IN THE twenty-first century, Lanny Martin dictates a memory-tape report of that awful week back in 1993 when the XP machine nearly destroyed civilization. The XP machine tape-records any human activity (yes, including that one), then plays it back so that anyone else can relive the same experience. And you can turn up the volume.

Martin works for ConChem, the glutcorp that owns everything…except the XP machine and its tapes. But nobody buys things anymore, except the bare nutrients required for survival. XP tapes of gourmet meals and other sensual activities are now outselling the actual experiences. Eventually, Martin saves ConChem's profit line…by acquiring XP, then using its technology to offer free samples of whatever people want.

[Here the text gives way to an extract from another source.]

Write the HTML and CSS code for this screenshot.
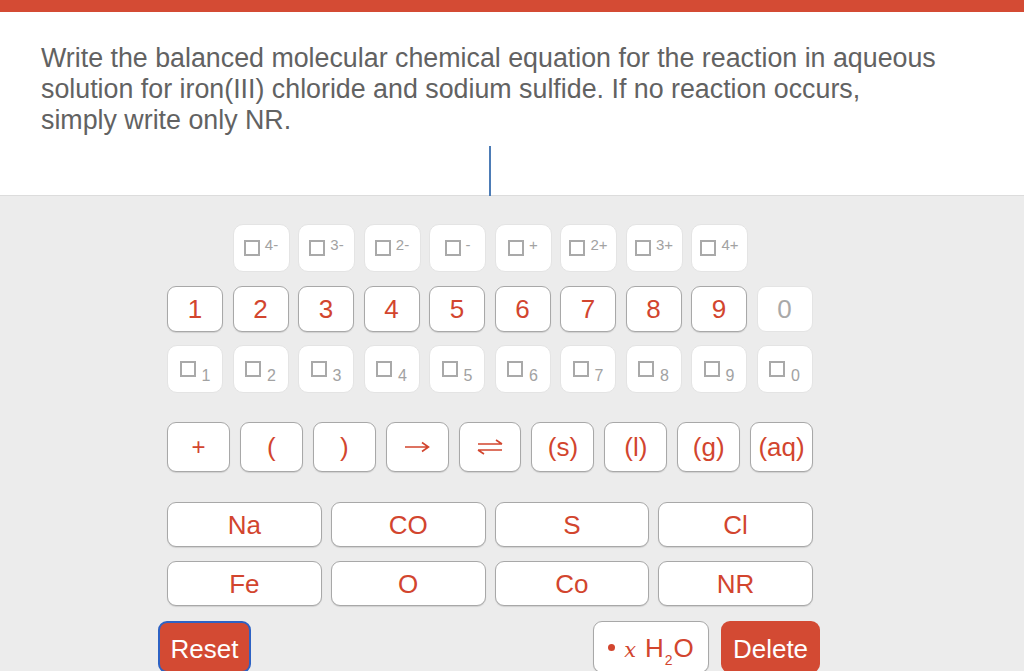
FILE: index.html
```html
<!DOCTYPE html>
<html lang="en">
<head>
<meta charset="utf-8">
<title>Chemical equation</title>
<link rel="stylesheet" href="styles.css">
</head>
<body>
<div class="topbar"></div>
<section class="question">
  <p class="prompt">Write the balanced molecular chemical equation for the reaction in aqueous solution for iron(III) chloride and sodium sulfide. If no reaction occurs, simply write only NR.</p>
  <div class="answer"><span class="cursor"></span></div>
</section>
<section class="keyboard">
  <div class="pad">
    <div class="grid10 row-charge">
      <button class="key ghost c2"><span class="tpl"><span class="sq"></span><span class="sup">4-</span></span></button>
      <button class="key ghost"><span class="tpl"><span class="sq"></span><span class="sup">3-</span></span></button>
      <button class="key ghost"><span class="tpl"><span class="sq"></span><span class="sup">2-</span></span></button>
      <button class="key ghost"><span class="tpl"><span class="sq"></span><span class="sup">-</span></span></button>
      <button class="key ghost"><span class="tpl"><span class="sq"></span><span class="sup">+</span></span></button>
      <button class="key ghost"><span class="tpl"><span class="sq"></span><span class="sup">2+</span></span></button>
      <button class="key ghost"><span class="tpl"><span class="sq"></span><span class="sup">3+</span></span></button>
      <button class="key ghost"><span class="tpl"><span class="sq"></span><span class="sup">4+</span></span></button>
    </div>
    <div class="grid10 row-num">
      <button class="key">1</button>
      <button class="key">2</button>
      <button class="key">3</button>
      <button class="key">4</button>
      <button class="key">5</button>
      <button class="key">6</button>
      <button class="key">7</button>
      <button class="key">8</button>
      <button class="key">9</button>
      <button class="key disabled">0</button>
    </div>
    <div class="grid10 row-sub">
      <button class="key ghost"><span class="tpl low"><span class="sq"></span><span class="sub">1</span></span></button>
      <button class="key ghost"><span class="tpl low"><span class="sq"></span><span class="sub">2</span></span></button>
      <button class="key ghost"><span class="tpl low"><span class="sq"></span><span class="sub">3</span></span></button>
      <button class="key ghost"><span class="tpl low"><span class="sq"></span><span class="sub">4</span></span></button>
      <button class="key ghost"><span class="tpl low"><span class="sq"></span><span class="sub">5</span></span></button>
      <button class="key ghost"><span class="tpl low"><span class="sq"></span><span class="sub">6</span></span></button>
      <button class="key ghost"><span class="tpl low"><span class="sq"></span><span class="sub">7</span></span></button>
      <button class="key ghost"><span class="tpl low"><span class="sq"></span><span class="sub">8</span></span></button>
      <button class="key ghost"><span class="tpl low"><span class="sq"></span><span class="sub">9</span></span></button>
      <button class="key ghost"><span class="tpl low"><span class="sq"></span><span class="sub">0</span></span></button>
    </div>
    <div class="grid9 row-sym">
      <button class="key plus">+</button>
      <button class="key">(</button>
      <button class="key">)</button>
      <button class="key"><svg class="arrow" width="26" height="12" viewBox="0 0 26 12"><path d="M1 6H24M18 1.5L24.5 6L18 10.5" fill="none" stroke="#d2452e" stroke-width="1.6"/></svg></button>
      <button class="key"><svg class="arrow" width="26" height="16" viewBox="0 0 26 16"><path d="M1 5H25M19 1L25 5M1 11H25M1 11L7 15" fill="none" stroke="#d2452e" stroke-width="1.6"/></svg></button>
      <button class="key">(s)</button>
      <button class="key">(l)</button>
      <button class="key">(g)</button>
      <button class="key">(aq)</button>
    </div>
    <div class="grid4 row-el1">
      <button class="key">Na</button>
      <button class="key">CO</button>
      <button class="key">S</button>
      <button class="key">Cl</button>
    </div>
    <div class="grid4 row-el2">
      <button class="key">Fe</button>
      <button class="key">O</button>
      <button class="key">Co</button>
      <button class="key">NR</button>
    </div>
    <div class="actions">
      <button class="key solid reset">Reset</button>
      <div class="right">
        <button class="key water"><span class="formula"><span class="dot"></span><i class="mx">x</i>H<sub class="h2">2</sub>O</span></button>
        <button class="key solid delete">Delete</button>
      </div>
    </div>
  </div>
</section>
</body>
</html>
```
FILE: styles.css
```css
html, body {
  margin: 0;
  padding: 0;
}
body {
  width: 1024px;
  height: 671px;
  overflow: hidden;
  background: #ececec;
  font-family: "Liberation Sans", Arial, sans-serif;
}
.topbar {
  height: 12px;
  background: #d44b34;
}
.question {
  background: #fff;
  height: 184px;
  box-sizing: border-box;
  padding: 31px 41px 0;
  border-bottom: 1px solid #dcdcdc;
}
.prompt {
  margin: 0;
  font-size: 26.8px;
  line-height: 31.2px;
  color: #626262;
  width: 900px;
}
.answer {
  width: 646px;
  margin: 9px 0 0 126px;
  display: flex;
  justify-content: center;
}
.cursor {
  display: block;
  width: 2px;
  height: 50px;
  background: #4d7cb6;
}
.keyboard {
  padding: 28px 0 0 167px;
}
.pad {
  width: 646px;
}
.grid10 {
  display: grid;
  grid-template-columns: repeat(10, 56px);
  column-gap: 9.5px;
}
.grid9 {
  display: grid;
  grid-template-columns: repeat(9, 1fr);
  column-gap: 10px;
}
.grid4 {
  display: grid;
  grid-template-columns: repeat(4, 1fr);
  column-gap: 9px;
}
.key {
  font-family: "Liberation Sans", Arial, sans-serif;
  font-size: 26px;
  color: #d2452e;
  background: #fff;
  border: 1px solid #a8a8a8;
  border-radius: 9px;
  box-shadow: 0 1px 1px rgba(0, 0, 0, 0.12);
  padding: 0;
  margin: 0;
  display: flex;
  align-items: center;
  justify-content: center;
  line-height: 1;
}
.key.plus {
  font-size: 24px;
}
.key.ghost {
  border-color: #e4e4e4;
  box-shadow: none;
  border-radius: 10px;
}
.key.disabled {
  color: #a9a9a9;
  border-color: #e4e4e4;
  box-shadow: none;
}
.row-charge { height: 48px; }
.row-charge .key { width: 57px; }
.c2 { grid-column-start: 2; }
.row-num { height: 46px; margin-top: 14px; }
.row-sub { height: 48px; margin-top: 13px; }
.row-sym { height: 50px; margin-top: 29px; }
.row-el1 { height: 45px; margin-top: 30px; }
.row-el2 { height: 45px; margin-top: 14px; }
.tpl {
  display: inline-flex;
  align-items: flex-start;
  color: #a2a2a2;
}
.tpl.low {
  align-items: flex-end;
}
.sq {
  display: block;
  width: 12px;
  height: 12px;
  border: 2px solid #a9a9a9;
}
.sup {
  font-size: 15px;
  line-height: 15px;
  margin: -3px 0 0 5px;
}
.sub {
  font-size: 16px;
  line-height: 16px;
  margin: 0 0 -7px 6px;
}
.arrow {
  display: block;
}
.actions {
  margin: 15px -7px 0 -9px;
  display: flex;
  justify-content: space-between;
  align-items: flex-start;
}
.right {
  display: flex;
  gap: 12px;
}
.key.solid {
  background: #d34a33;
  color: #fff;
  border: none;
  box-shadow: none;
  height: 52px;
  padding-top: 3px;
  box-sizing: border-box;
}
.reset {
  width: 93px;
  border: 2px solid #2d62c4 !important;
}
.delete {
  width: 99px;
}
.water {
  width: 116px;
  height: 52px;
  box-sizing: border-box;
  padding-top: 4px;
}
.formula {
  display: block;
  white-space: nowrap;
  line-height: 26px;
}
.dot {
  display: inline-block;
  width: 7px;
  height: 7px;
  border-radius: 50%;
  background: #d2452e;
  margin-right: 9px;
  vertical-align: 6px;
}
.mx {
  font-family: "DejaVu Serif", "Liberation Serif", serif;
  font-style: italic;
  font-size: 21px;
  margin-right: 9px;
}
.h2 {
  font-size: 14px;
  line-height: 0;
  vertical-align: -8px;
  margin: 0 1px;
}
```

To get the full experience, they'll have to pay.

Shepherd Mead's future year 1993 is semi-plausible. Remember those picture-phones which every 1960s oracle predicted would arrive soon? Mead's future world has them, with one (very convincing) addition explaining why they never caught on in our own timeline. Mead's other predictions are less impressive. Lanny Martin drives a 1992 Buick to Idyllwild (sic) Airport, and he encounters "a colored fellow."

Shepherd Mead (1914-1994) joined an ad agency as the mailroom boy, and left two decades later as their vice president; this experience inspired his best-seller How to Succeed in Business without Really Trying. He also wrote the 1965 SF novel The Carefully Considered Rape of the World.